Let’s say any given day you drink a glass of orange juice, eat a bowl of oatmeal, and a piece of fruit before partaking in a 15 minute shower. Enjoy a mid-morning cup of joe around the water cooler, then have a cheeseburger and iced tea around noon. Finishing the day out with a lovely meal of beef (1,847 gallons/pound), and pasta(222 gallons/lb.) - or possibly chicken (518 gallons/lb.) along with veggies (501gal/lb.), and rice(299 gallons/lb.). This seems a fair assessment wouldn’t you agree?
So what would you say if I told you that this humble day consumed a whopping 2,000 gallons of our most precious resource? Hard to swallow? Worse is the reality that a mere 5% of our water is lost to taps, toilets, and hoses.
With each and every one of the 38 million Californians doing such seven days a week, 365 days a year, if I’m adept enough at my math, we’ve expended 77.6 million gallons of water in the measly preceding 24 hours alone - Ouch.
Some of the most seemingly innocuous of our traditions are essentially the most improvident in the ways of H2O. Who’d imagine that stopping by the local pub for a cold one would charge our aquatic supplies 296 gallons?
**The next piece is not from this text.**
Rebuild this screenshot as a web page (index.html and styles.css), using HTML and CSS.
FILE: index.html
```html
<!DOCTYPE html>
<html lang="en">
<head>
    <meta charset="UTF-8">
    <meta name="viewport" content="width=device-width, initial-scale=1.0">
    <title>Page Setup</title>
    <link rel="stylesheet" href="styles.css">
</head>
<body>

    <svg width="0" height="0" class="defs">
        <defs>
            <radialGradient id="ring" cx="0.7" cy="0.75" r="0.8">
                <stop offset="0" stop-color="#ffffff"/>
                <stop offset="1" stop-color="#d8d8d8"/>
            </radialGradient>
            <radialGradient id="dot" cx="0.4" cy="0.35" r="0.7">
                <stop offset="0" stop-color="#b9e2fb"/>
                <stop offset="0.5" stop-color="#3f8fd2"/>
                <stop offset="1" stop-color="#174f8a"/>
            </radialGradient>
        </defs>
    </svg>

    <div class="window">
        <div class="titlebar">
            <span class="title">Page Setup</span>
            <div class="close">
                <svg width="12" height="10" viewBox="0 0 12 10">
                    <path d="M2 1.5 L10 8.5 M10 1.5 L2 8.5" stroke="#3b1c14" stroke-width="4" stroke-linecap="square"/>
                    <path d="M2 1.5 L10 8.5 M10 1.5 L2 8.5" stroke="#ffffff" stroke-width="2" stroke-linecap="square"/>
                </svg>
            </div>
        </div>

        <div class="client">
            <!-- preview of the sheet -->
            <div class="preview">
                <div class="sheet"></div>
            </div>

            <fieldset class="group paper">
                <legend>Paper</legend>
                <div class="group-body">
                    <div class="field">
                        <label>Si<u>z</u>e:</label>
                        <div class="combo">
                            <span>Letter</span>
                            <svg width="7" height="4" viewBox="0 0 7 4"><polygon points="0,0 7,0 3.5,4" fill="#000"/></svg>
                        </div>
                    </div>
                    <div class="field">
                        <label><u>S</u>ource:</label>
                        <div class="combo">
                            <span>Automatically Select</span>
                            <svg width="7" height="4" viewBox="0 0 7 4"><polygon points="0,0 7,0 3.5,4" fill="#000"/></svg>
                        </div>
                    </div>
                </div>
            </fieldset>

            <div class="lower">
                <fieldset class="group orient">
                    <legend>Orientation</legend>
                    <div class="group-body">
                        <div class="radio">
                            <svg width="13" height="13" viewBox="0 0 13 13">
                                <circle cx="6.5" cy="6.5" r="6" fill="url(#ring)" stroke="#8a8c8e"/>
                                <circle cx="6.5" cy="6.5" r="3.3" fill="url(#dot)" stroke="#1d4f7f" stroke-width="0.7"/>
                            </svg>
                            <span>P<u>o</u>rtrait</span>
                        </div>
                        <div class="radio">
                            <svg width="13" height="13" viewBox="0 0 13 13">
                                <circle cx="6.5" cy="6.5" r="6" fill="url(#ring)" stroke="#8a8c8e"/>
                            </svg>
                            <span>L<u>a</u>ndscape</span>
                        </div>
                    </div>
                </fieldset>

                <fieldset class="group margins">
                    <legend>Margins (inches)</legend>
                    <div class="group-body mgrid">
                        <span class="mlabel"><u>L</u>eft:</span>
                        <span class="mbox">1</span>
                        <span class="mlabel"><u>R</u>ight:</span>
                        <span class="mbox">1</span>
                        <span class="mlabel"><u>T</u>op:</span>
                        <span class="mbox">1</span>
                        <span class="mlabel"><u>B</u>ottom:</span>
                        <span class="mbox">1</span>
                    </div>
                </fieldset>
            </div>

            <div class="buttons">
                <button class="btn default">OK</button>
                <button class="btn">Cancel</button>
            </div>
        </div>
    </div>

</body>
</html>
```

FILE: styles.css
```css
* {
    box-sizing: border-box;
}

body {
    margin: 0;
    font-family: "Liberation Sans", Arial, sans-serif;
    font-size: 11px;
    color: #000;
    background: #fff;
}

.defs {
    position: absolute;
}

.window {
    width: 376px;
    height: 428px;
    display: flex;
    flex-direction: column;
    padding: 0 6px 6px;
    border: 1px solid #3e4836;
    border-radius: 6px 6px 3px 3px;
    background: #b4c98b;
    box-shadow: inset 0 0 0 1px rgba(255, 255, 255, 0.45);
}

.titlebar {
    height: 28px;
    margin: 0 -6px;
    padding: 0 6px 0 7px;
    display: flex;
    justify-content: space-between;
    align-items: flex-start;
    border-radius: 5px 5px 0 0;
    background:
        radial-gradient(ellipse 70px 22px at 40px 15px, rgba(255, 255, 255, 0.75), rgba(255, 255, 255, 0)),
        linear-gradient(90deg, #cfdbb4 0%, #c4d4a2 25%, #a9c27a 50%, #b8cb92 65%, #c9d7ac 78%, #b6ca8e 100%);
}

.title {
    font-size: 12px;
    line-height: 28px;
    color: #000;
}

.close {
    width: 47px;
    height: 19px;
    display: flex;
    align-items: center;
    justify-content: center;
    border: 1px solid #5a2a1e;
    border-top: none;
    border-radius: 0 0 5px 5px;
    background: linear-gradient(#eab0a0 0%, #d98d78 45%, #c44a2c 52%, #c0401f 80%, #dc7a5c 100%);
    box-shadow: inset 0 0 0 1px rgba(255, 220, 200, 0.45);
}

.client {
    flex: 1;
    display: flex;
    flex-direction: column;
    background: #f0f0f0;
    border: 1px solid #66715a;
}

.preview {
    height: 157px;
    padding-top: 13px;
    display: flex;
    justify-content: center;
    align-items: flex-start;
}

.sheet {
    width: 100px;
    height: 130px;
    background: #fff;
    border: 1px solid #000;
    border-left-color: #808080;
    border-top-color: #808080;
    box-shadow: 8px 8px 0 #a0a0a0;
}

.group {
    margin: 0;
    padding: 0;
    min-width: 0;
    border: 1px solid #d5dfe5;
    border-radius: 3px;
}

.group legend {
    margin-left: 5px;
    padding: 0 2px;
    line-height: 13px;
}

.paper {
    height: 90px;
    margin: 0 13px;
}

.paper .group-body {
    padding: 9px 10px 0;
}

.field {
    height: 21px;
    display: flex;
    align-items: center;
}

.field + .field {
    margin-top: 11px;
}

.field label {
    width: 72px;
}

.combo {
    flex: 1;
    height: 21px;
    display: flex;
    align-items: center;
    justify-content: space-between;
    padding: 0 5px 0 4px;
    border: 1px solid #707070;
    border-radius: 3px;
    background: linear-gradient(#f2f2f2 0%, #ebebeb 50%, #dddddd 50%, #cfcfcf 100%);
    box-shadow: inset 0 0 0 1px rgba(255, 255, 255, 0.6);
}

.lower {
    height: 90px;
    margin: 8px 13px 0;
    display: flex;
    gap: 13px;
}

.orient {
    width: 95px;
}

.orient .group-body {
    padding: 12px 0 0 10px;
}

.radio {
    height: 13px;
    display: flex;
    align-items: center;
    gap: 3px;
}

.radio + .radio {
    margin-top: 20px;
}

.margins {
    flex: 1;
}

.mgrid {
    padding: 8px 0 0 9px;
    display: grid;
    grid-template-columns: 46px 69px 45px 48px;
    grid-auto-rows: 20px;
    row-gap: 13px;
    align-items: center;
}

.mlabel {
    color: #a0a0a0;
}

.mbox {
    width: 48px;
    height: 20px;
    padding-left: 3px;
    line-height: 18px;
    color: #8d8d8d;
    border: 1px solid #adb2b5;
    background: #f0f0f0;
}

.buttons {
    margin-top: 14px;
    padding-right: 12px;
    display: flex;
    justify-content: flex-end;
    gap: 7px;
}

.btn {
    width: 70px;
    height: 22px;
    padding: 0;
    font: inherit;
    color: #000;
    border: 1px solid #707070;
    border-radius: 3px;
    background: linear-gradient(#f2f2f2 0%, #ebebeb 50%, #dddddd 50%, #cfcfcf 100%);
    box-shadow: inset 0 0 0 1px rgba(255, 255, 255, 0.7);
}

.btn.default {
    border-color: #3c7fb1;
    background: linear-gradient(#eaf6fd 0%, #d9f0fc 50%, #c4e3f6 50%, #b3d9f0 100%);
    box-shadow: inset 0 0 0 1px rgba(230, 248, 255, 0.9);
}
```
Wine connoisseurs don’t be so prompt to judge now, as that coveted glass of vino shockingly costs an insulting 872 gallons of water reserves.
Vegetarians shouldn’t judge either when tofu horridly swallows over 300 gallons, and as for nuts ... might I suggest you take a seat before I state that those tasty little morsels cost us between 1,260 and 1,929 gallons of water per pound.
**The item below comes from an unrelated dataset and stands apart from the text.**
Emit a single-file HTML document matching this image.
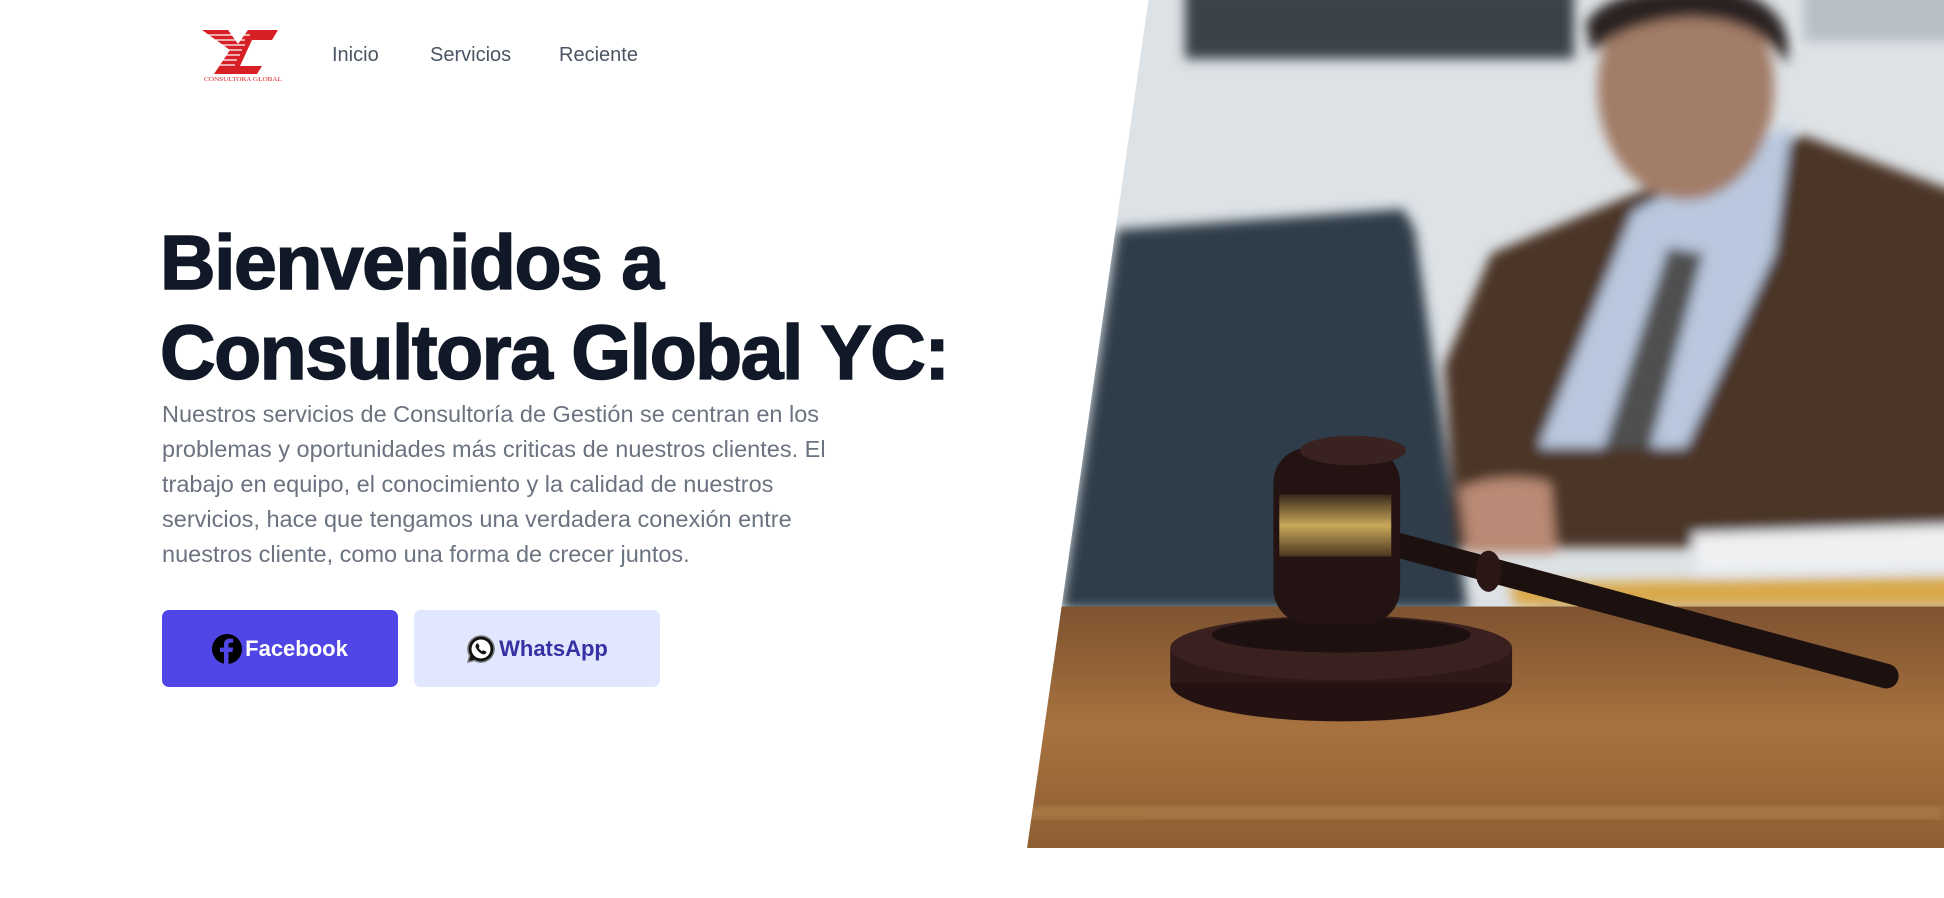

This unpretentious assessment isn’t even the entire footprint either, as many indulge in an afternoon treat of a frothy vanilla (15,159 gallons/lb.) latte, coveted creamy mocha (chocolate: 2,061gallons/lb.) - or possibly a mouth watering cinnamon (1,860 gal./lb.) cappuccino, when milk alone runs 122 gallons a pound. Even that convenient dash through the car wash expends an eye-popping 45 valuable gallons.
The reality of my jeans and t-shirt exhausting an offensive 5,300 gallons turns my stomach. Though I don’t plan on refraining from donning them anytime soon ... still I’ll proceed more prudently when ultimately considering retiring them to the rag pile.
Though I find that I’m quite dependent on my nifty Smart-phone, as most of us are in this fast paced modernized world, never would I have assumed that it had taken a ludicrous 240 gallons of water to construct it.
What is the genuine expense of convenience to our magnificent lands future? How long will we refrain from facing the deafening verity? I’m not much for bidding into the conjectural ‘global warming’ claims, as history has proven droughts are somewhat cyclical.
Does anyone recall the Dust Bowl dearth of the 30s? How about the Great Plains deficiency of the 50s? Hold the hate mail, as I indubitably agree we humans are molesting our planetary blessings at a terrible expense.